* To be done: What is the number of lines containing the word "styles"? Please answer with that number and nothing more.

++++++

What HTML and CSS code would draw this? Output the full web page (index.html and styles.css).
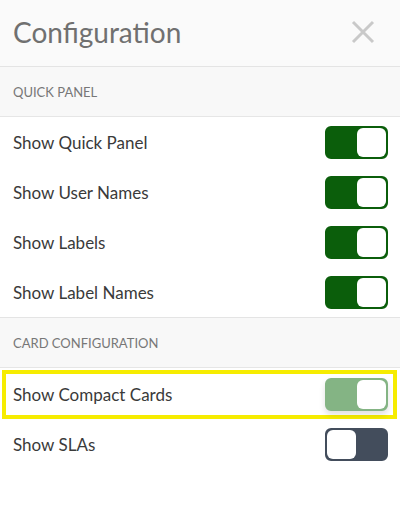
FILE: index.html
```html
<!DOCTYPE html>
<html lang="en">
<head>
  <meta charset="UTF-8" />
  <meta name="viewport" content="width=device-width, initial-scale=1.0"/>
  <title>Configuration</title>
  <link rel="stylesheet" href="styles.css">
</head>
<body>
  <header>
    <h1>Configuration</h1>
    <div class="close-btn">
      <svg width="24" height="24" viewBox="0 0 24 24">
        <path d="M2 2 L22 22 M22 2 L2 22" stroke="#c9c9c9" stroke-width="3" fill="none"/>
      </svg>
    </div>
  </header>

  <div class="section">Quick Panel</div>
  <div class="row">
    <span>Show Quick Panel</span>
    <div class="toggle on"><div class="knob"></div></div>
  </div>
  <div class="row">
    <span>Show User Names</span>
    <div class="toggle on"><div class="knob"></div></div>
  </div>
  <div class="row">
    <span>Show Labels</span>
    <div class="toggle on"><div class="knob"></div></div>
  </div>
  <div class="row">
    <span>Show Label Names</span>
    <div class="toggle on"><div class="knob"></div></div>
  </div>

  <div class="section">Card Configuration</div>
  <div class="row focused">
    <span>Show Compact Cards</span>
    <div class="toggle on faded"><div class="knob"></div></div>
  </div>
  <div class="row">
    <span>Show SLAs</span>
    <div class="toggle off"><div class="knob"></div></div>
  </div>
</body>
</html>
```

FILE: styles.css
```css
body {
  font-family: "Lato", "Open Sans", sans-serif;
  background: #fff;
  margin: 0;
  color: #333;
}
header {
  display: flex;
  justify-content: space-between;
  align-items: center;
  background: #fafafa;
  height: 66px;
  padding: 0 13px;
}
header h1 {
  font-size: 28px;
  font-weight: 400;
  color: #707070;
  margin: -3px 0 0;
}
.close-btn {
  display: flex;
  margin: -3px 12px 0 0;
  cursor: pointer;
}
.section {
  height: 49px;
  display: flex;
  align-items: center;
  padding: 0 13px;
  background: #f8f8f8;
  border-top: 1px solid #e4e4e4;
  border-bottom: 1px solid #e6e6e6;
  font-size: 13px;
  text-transform: uppercase;
  color: #777;
}
.row {
  height: 50px;
  display: flex;
  justify-content: space-between;
  align-items: center;
  padding: 0 12px 0 13px;
  font-size: 17px;
  color: #3a3a3a;
}
.focused {
  height: 41px;
  margin: 2px 3px 0 2px;
  padding: 0 5px 0 7px;
  border: 4px solid #f6ec00;
}
.toggle {
  width: 63px;
  height: 33px;
  box-sizing: border-box;
  border-radius: 6px;
  border: 2px solid;
  display: flex;
}
.toggle .knob {
  width: 29px;
  height: 29px;
  background: #fff;
  border-radius: 6px;
}
.toggle.on {
  background: #0b5e0b;
  border-color: #0b5e0b;
  justify-content: flex-end;
}
.toggle.faded {
  background: #84b484;
  border-color: #84b484;
  box-shadow: 0 4px 6px rgba(0,0,0,0.12);
}
.toggle.off {
  background: #434d5c;
  border-color: #434d5c;
}
```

++++++

* Answer to this task: 3